Preconiza-se que as referidas tecnologias sejam estas mais antigas ou mais recentes, sempre possuem algumas características em comum, as quais lhe conferem o condão de pode ser chamada de disruptiva, leiam-se: simplicidade, conveniência e acessibilidade. Isso nos aspectos pertinentes a utilização e a aquisição (APD, 2018, internet).
Passemos agora a conceituar cada uma destas características:
A simplicidade é o último pilar. Tenha certeza de que o design é algo mais importante do que imaginamos para a aceitação de uma inovação e, consequentemente, para o seu potencial disruptivo (MJV, 2018, internet).
Outro fator importante é a conveniência. Inovações são disruptivas quando capazes de solucionar problemas reais das pessoas. Elas devem promover o bem-estar (MJV, 2018, internet).
A nova solução precisa ser adotada com facilidade pela sociedade, tanto em questão de preço quanto de usabilidade. Se ficar restrita a um pequeno grupo, ela não é capaz de transformar (MJV, 2018, internet).
Em suma, estes são os conceitos, aspectos e características que fazem de uma tecnológica disruptiva, pois nem todas o são.

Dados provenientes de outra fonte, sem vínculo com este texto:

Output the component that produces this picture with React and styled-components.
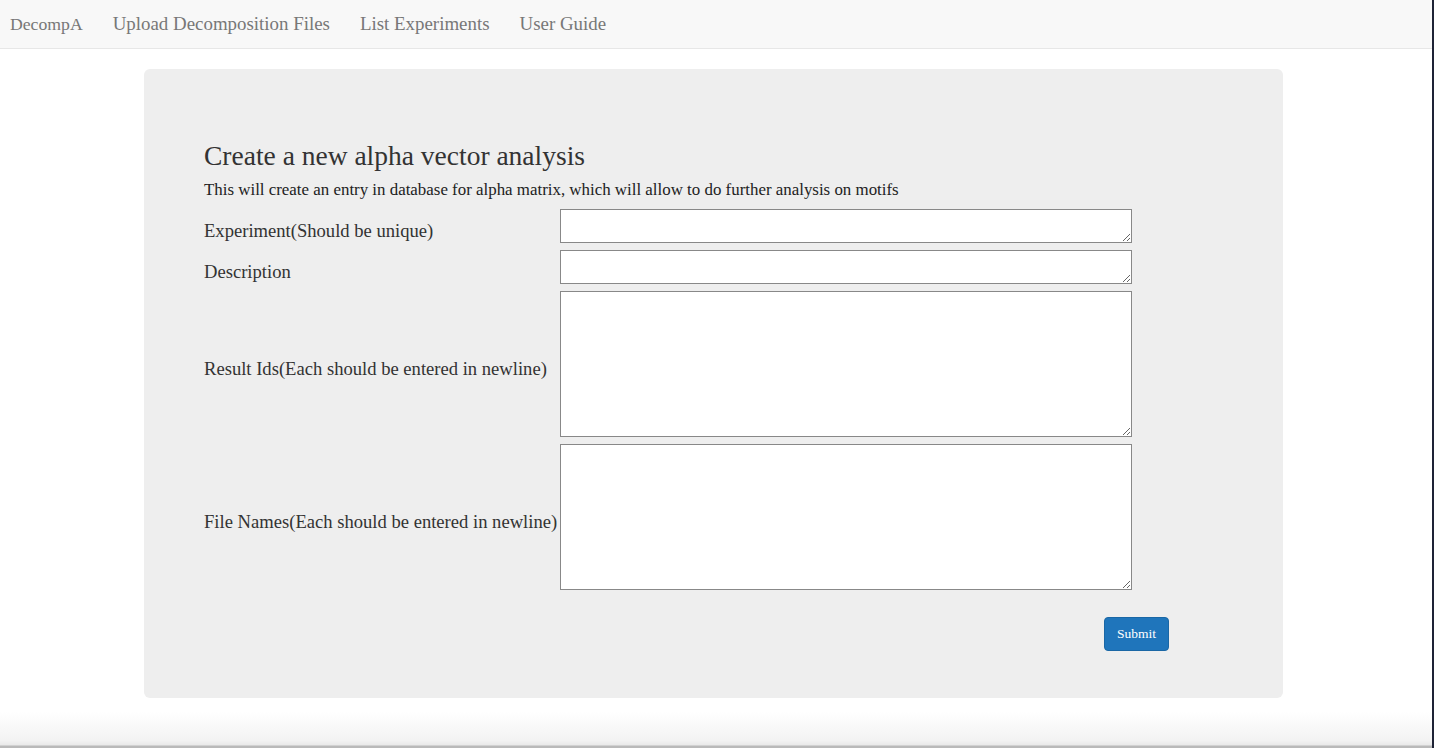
import React from 'react';
import styled, { createGlobalStyle } from 'styled-components';

const GlobalStyle = createGlobalStyle`
  html, body {
    margin: 0;
    padding: 0;
  }
  html {
    background: #1e2336;
  }
  body {
    width: 1432px;
    min-height: 748px;
    font-family: "Liberation Serif", "DejaVu Serif", serif;
    color: #333;
    background: linear-gradient(
      to bottom,
      #fff 0,
      #fff 712px,
      #f3f3f3 740px,
      #e9e9e9 745px,
      #b9b9b9 746px,
      #b9b9b9 748px
    );
  }
  * {
    box-sizing: border-box;
  }
`;

const Navbar = styled.nav`
  display: flex;
  align-items: center;
  gap: 30px;
  height: 49px;
  padding: 0 10px;
  background-color: #f8f8f8;
  border-bottom: 1px solid #e7e7e7;
`;

const NavLink = styled.a`
  font-size: ${(p) => (p.$brand ? '17.7px' : '18.9px')};
  color: #777;
  text-decoration: none;
  line-height: 20px;
  cursor: pointer;
`;

const Container = styled.div`
  width: 1139px;
  margin: 20px 0 0 144px;
`;

const Jumbotron = styled.div`
  height: 629px;
  padding: 71px 60px 0 60px;
  background-color: #eee;
  border-radius: 6px;
`;

const Title = styled.h1`
  margin: 0;
  font-size: 27.5px;
  font-weight: 400;
  line-height: 32px;
  color: #333;
`;

const Lead = styled.p`
  margin: 8px 0 9px;
  font-size: 16.9px;
  line-height: 20px;
  color: #222;
`;

const FormGrid = styled.div`
  display: grid;
  grid-template-columns: 356px 572px;
  row-gap: 7px;
`;

const Label = styled.label`
  display: flex;
  align-items: center;
  padding-top: 9px;
  white-space: nowrap;
  font-size: 18.6px;
  color: #333;
`;

const TextArea = styled.textarea`
  display: block;
  width: 572px;
  height: ${(p) => (p.$tall ? '146px' : '34px')};
  margin: 0;
  border: 1px solid #888;
  background: #fff;
  font-family: inherit;
  font-size: 14px;
  padding: 2px;
`;

const Actions = styled.div`
  display: flex;
  justify-content: flex-end;
  width: 965px;
  margin-top: 27px;
`;

const SubmitButton = styled.button`
  width: 65px;
  height: 34px;
  padding: 0;
  border: 1px solid #1a67a5;
  border-radius: 4px;
  background-color: #1f75bb;
  color: #fff;
  font-family: inherit;
  font-size: 13.5px;
  cursor: pointer;
`;

const fields = [
  { id: 'experiment', label: 'Experiment(Should be unique)' },
  { id: 'description', label: 'Description' },
  { id: 'results', label: 'Result Ids(Each should be entered in newline)', tall: true },
  { id: 'files', label: 'File Names(Each should be entered in newline)', tall: true },
];

export default function App() {
  return (
    <>
      <GlobalStyle />
      <Navbar>
        <NavLink $brand>DecompA</NavLink>
        <NavLink>Upload Decomposition Files</NavLink>
        <NavLink>List Experiments</NavLink>
        <NavLink>User Guide</NavLink>
      </Navbar>
      <Container>
        <Jumbotron>
          <Title>Create a new alpha vector analysis</Title>
          <Lead>
            This will create an entry in database for alpha matrix, which will allow to do further
            analysis on motifs
          </Lead>
          <FormGrid>
            {fields.map((f) => (
              <React.Fragment key={f.id}>
                <Label htmlFor={f.id}>{f.label}</Label>
                <TextArea id={f.id} $tall={f.tall} />
              </React.Fragment>
            ))}
          </FormGrid>
          <Actions>
            <SubmitButton type="submit">Submit</SubmitButton>
          </Actions>
        </Jumbotron>
      </Container>
    </>
  );
}
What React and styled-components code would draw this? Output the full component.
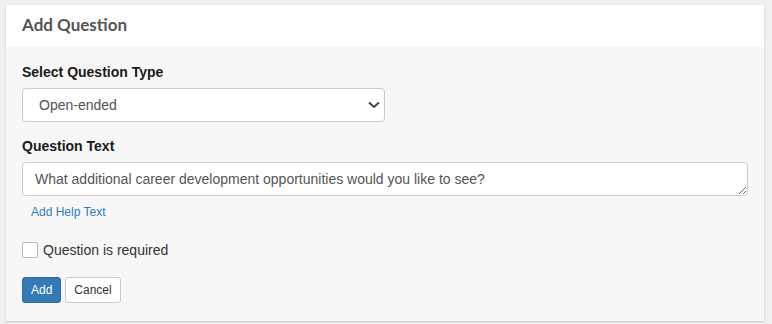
import React, { useState } from 'react';
import styled, { createGlobalStyle } from 'styled-components';

const GlobalStyle = createGlobalStyle`
  html, body {
    margin: 0;
    padding: 0;
    background: #eff0f2;
  }
  body {
    font-family: "Liberation Sans", Arial, sans-serif;
    color: #333;
  }
  * {
    box-sizing: border-box;
  }
`;

const Page = styled.div`
  padding: 5px 8px 3px 6px;
`;

const Card = styled.div`
  background: #f7f7f7;
  box-shadow: 0 1px 2px rgba(0, 0, 0, 0.18);
`;

const CardHeader = styled.div`
  height: 42px;
  background: #fff;
  display: flex;
  align-items: center;
  padding: 0 16px 3px;
`;

const Title = styled.h3`
  margin: 0;
  font-family: Lato, "Liberation Sans", sans-serif;
  font-weight: 700;
  font-size: 17px;
  color: #555;
`;

const CardBody = styled.div`
  padding: 17px 16px 18px;
`;

const Field = styled.div`
  margin-bottom: ${(props) => props.gap || 15}px;
`;

const Label = styled.label`
  display: block;
  font-weight: 700;
  font-size: 14px;
  line-height: 16px;
  color: #1a1a1a;
  margin-bottom: 8px;
`;

const SelectWrap = styled.div`
  position: relative;
  width: 363px;
`;

const Select = styled.select`
  appearance: none;
  width: 100%;
  height: 34px;
  padding: 0 12px 0 16px;
  border: 1px solid #ccc;
  border-radius: 4px;
  background: #fff;
  font-family: "Liberation Sans", Arial, sans-serif;
  font-size: 14px;
  color: #555;
  outline: none;
`;

const Chevron = styled.svg`
  position: absolute;
  right: 4px;
  top: 12px;
  pointer-events: none;
`;

const TextArea = styled.textarea`
  display: block;
  width: 726px;
  height: 34px;
  padding: 7px 12px;
  border: 1px solid #ccc;
  border-radius: 4px;
  background: #fff;
  font-family: "Liberation Sans", Arial, sans-serif;
  font-size: 14px;
  line-height: 18px;
  color: #555;
  resize: vertical;
  outline: none;
  overflow: hidden;
`;

const HelpLink = styled.a`
  display: inline-block;
  margin: 9px 0 0 9px;
  font-size: 12px;
  color: #337ab7;
  text-decoration: none;
  cursor: pointer;
`;

const CheckRow = styled.label`
  display: flex;
  align-items: center;
  gap: 5px;
  font-size: 14px;
  color: #333;
  margin-bottom: 19px;
`;

const Box = styled.input`
  appearance: none;
  width: 16px;
  height: 16px;
  margin: 0;
  border: 1px solid #bbb;
  border-radius: 2px;
  background: #fff;
`;

const Actions = styled.div`
  display: flex;
  gap: 4px;
`;

const Button = styled.button`
  height: 26px;
  padding: 0 8px;
  border-radius: 3px;
  font-family: "Liberation Sans", Arial, sans-serif;
  font-size: 12px;
  cursor: pointer;
  border: 1px solid ${(props) => (props.primary ? '#2e6da4' : '#ccc')};
  background: ${(props) => (props.primary ? '#337ab7' : '#fff')};
  color: ${(props) => (props.primary ? '#fff' : '#333')};
`;

const App = () => {
  const [type, setType] = useState('open');
  const [text, setText] = useState('What additional career development opportunities would you like to see?');

  return (
    <Page>
      <GlobalStyle />
      <Card>
        <CardHeader>
          <Title>Add Question</Title>
        </CardHeader>
        <CardBody>
          <Field gap={16}>
            <Label>Select Question Type</Label>
            <SelectWrap>
              <Select value={type} onChange={(e) => setType(e.target.value)}>
                <option value="open">Open-ended</option>
                <option value="multi">Multiple choice</option>
                <option value="rating">Rating</option>
              </Select>
              <Chevron width="14" height="10" viewBox="0 0 14 10">
                <path d="M2 2.5 L7 7 L12 2.5" fill="none" stroke="#444" strokeWidth="2" />
              </Chevron>
            </SelectWrap>
          </Field>
          <Field gap={22}>
            <Label>Question Text</Label>
            <TextArea value={text} onChange={(e) => setText(e.target.value)} rows={1} />
            <HelpLink>Add Help Text</HelpLink>
          </Field>
          <CheckRow>
            <Box type="checkbox" />
            Question is required
          </CheckRow>
          <Actions>
            <Button primary>Add</Button>
            <Button>Cancel</Button>
          </Actions>
        </CardBody>
      </Card>
    </Page>
  );
};

export default App;
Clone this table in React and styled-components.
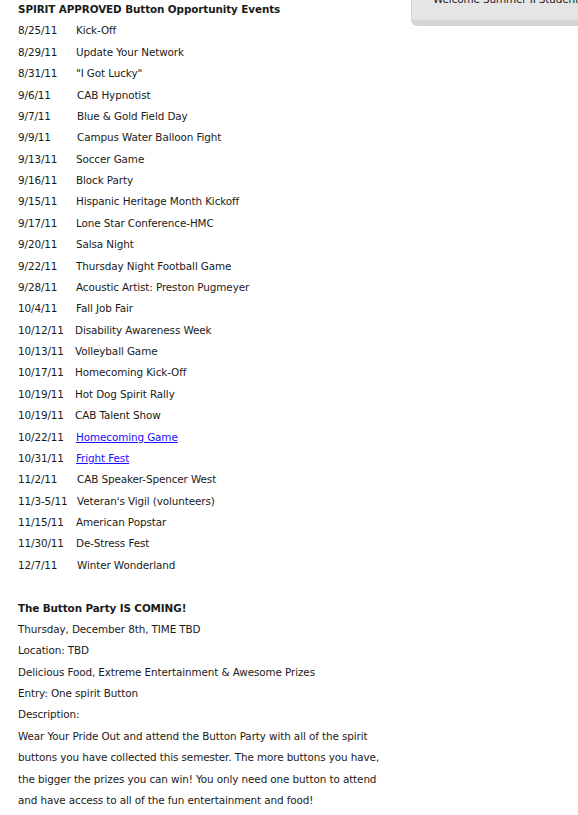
import React from "react";
import styled, { createGlobalStyle } from "styled-components";

const Global = createGlobalStyle`
  html, body { margin: 0; padding: 0; background: #fff; }
  body {
    font-family: "DejaVu Sans", Verdana, sans-serif;
    font-size: 10.4px;
    letter-spacing: -0.1px;
    color: #1a1a1a;
    overflow: hidden;
  }
`;

const Page = styled.div`
  display: flex;
  align-items: flex-start;
  width: 578px;
  height: 815px;
  overflow: hidden;
`;

const Main = styled.div`
  width: 411px;
  flex: none;
  padding-left: 18px;
  box-sizing: border-box;
  margin-top: -1px;
  line-height: 21.38px;
`;

const Heading = styled.div`
  font-weight: bold;
`;

const Line = styled.div`
  white-space: nowrap;
`;

const Row = styled.div`
  display: flex;
  white-space: nowrap;
`;

const DateCell = styled.span`
  width: ${(p) => 58 + (p.$nudge || 0)}px;
  flex: none;
`;

const Link = styled.a`
  color: #1a0dff;
  text-decoration: underline;
`;

const Spacer = styled.div`
  height: 21.38px;
`;

const Sidebar = styled.div`
  flex: 1;
  margin-top: -7px;
  height: 33px;
  background: #e5e5e5;
  border-left: 1px solid #d2d2d2;
  border-bottom: 6px solid #d6d6d6;
  border-bottom-left-radius: 6px;
  box-sizing: border-box;
  padding-left: 21px;
  line-height: 13px;
  white-space: nowrap;
  overflow: hidden;
  color: #222;
`;

const events = [
  ["8/25/11", "Kick-Off"],
  ["8/29/11", "Update Your Network"],
  ["8/31/11", "\"I Got Lucky\""],
  ["9/6/11", "CAB Hypnotist", 1],
  ["9/7/11", "Blue & Gold Field Day", 1],
  ["9/9/11", "Campus Water Balloon Fight", 1],
  ["9/13/11", "Soccer Game"],
  ["9/16/11", "Block Party"],
  ["9/15/11", "Hispanic Heritage Month Kickoff"],
  ["9/17/11", "Lone Star Conference-HMC"],
  ["9/20/11", "Salsa Night"],
  ["9/22/11", "Thursday Night Football Game"],
  ["9/28/11", "Acoustic Artist: Preston Pugmeyer"],
  ["10/4/11", "Fall Job Fair"],
  ["10/12/11", "Disability Awareness Week", -1],
  ["10/13/11", "Volleyball Game", -1],
  ["10/17/11", "Homecoming Kick-Off", -1],
  ["10/19/11", "Hot Dog Spirit Rally", -1],
  ["10/19/11", "CAB Talent Show", -1],
  ["10/22/11", "Homecoming Game", 0, true],
  ["10/31/11", "Fright Fest", 0, true],
  ["11/2/11", "CAB Speaker-Spencer West", 1],
  ["11/3-5/11", "Veteran's Vigil (volunteers)", 1],
  ["11/15/11", "American Popstar"],
  ["11/30/11", "De-Stress Fest"],
  ["12/7/11", "Winter Wonderland", 1],
];

export default function App() {
  return (
    <>
      <Global />
      <Page>
        <Main>
          <Heading>SPIRIT APPROVED Button Opportunity Events</Heading>
          {events.map(([d, t, n, link], i) => (
            <Row key={i}>
              <DateCell $nudge={n}>{d}</DateCell>
              {link ? <Link href="#">{t}</Link> : <span>{t}</span>}
            </Row>
          ))}
          <Spacer />
          <Heading>The Button Party IS COMING!</Heading>
          <Line>Thursday, December 8th, TIME TBD</Line>
          <Line>Location: TBD</Line>
          <Line>Delicious Food, Extreme Entertainment &amp; Awesome Prizes</Line>
          <Line>Entry: One spirit Button</Line>
          <Line>Description:</Line>
          <Line>Wear Your Pride Out and attend the Button Party with all of the spirit</Line>
          <Line>buttons you have collected this semester. The more buttons you have,</Line>
          <Line>the bigger the prizes you can win! You only need one button to attend</Line>
          <Line>and have access to all of the fun entertainment and food!</Line>
        </Main>
        <Sidebar>Welcome Summer II Students</Sidebar>
      </Page>
    </>
  );
}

A seguir entraremos em alguns aspectos mais específicos destas inovações e das consequências trazidas por elas a certos ramos das ciências jurídicas e na implicação destes aspectos nestas.
- Adaptação da administração
Como foi exposto, tais inovações envolvem os mais diversos ramos não só da tecnologia propriamente dita, mas também os mais diversos ramos da sociedade como um todo, em virtude de afetarem sobremaneira esta através das inovações trazidas, principalmente aqueles que as utilizam, trabalham ou as produzem.
Deste modo, por haver reflexos tão significativos na sociedade e em seus indivíduos, surge o dever do Estado, na pessoa da administração pública, em resguardar da melhor forma possível o interesse público da coletividade, a fim de que não haja exploração, aviltamento ou excesso de direitos. Tanto é que os mais diversos autores reconhecem este fato como Patrícia Baptista e Clara Iglesias Keller (2016, p. 132): “Quando um determinado arranjo institucional é confrontado com uma nova lógica de organização, uma série de questões passa a incomodar os agentes do Estado, como adequação, momento e forma de regulação do novo contexto”.
O referido dever surge da função primordial do Estado de proteção da sua população, proteção esta que todos aqueles que fazem parte daquele necessitam e querem, em virtude de abrirem mão de um quinhão da sua liberdade para terem a chamada “segurança” proporcionada por ele.
Esta chamada segurança é a palavra-chave que temos que levar em conta quando fazemos qualquer análise que envolva a administração pública, pois é isso que as pessoas esperam que o Estado lhes forneça, seja segurança alimentar, seja segurança habitacional ou, principalmente, no caso do presente artigo, segurança do trabalho ou previdenciária.
Esta segurança que o Estado presta aos administrados é efetivada através da regulamentação destes setores, por ser uma maneira de se ingerir menos na esfera particular daqueles, pois suas particularidades e privacidades também merecem ser respeitadas sob-risco de violação de alguns direitos fundamentais.
Assim, com o surgimento de novas tecnologias, mais especificamente as tecnologias disruptivas, cabe ao Estado adequar-se as modificações trazidas por elas, não pode este ser algo estanque que não acompanha as mudanças do meio social, sob pena de perder a legitimidade do contrato social que o lastreia.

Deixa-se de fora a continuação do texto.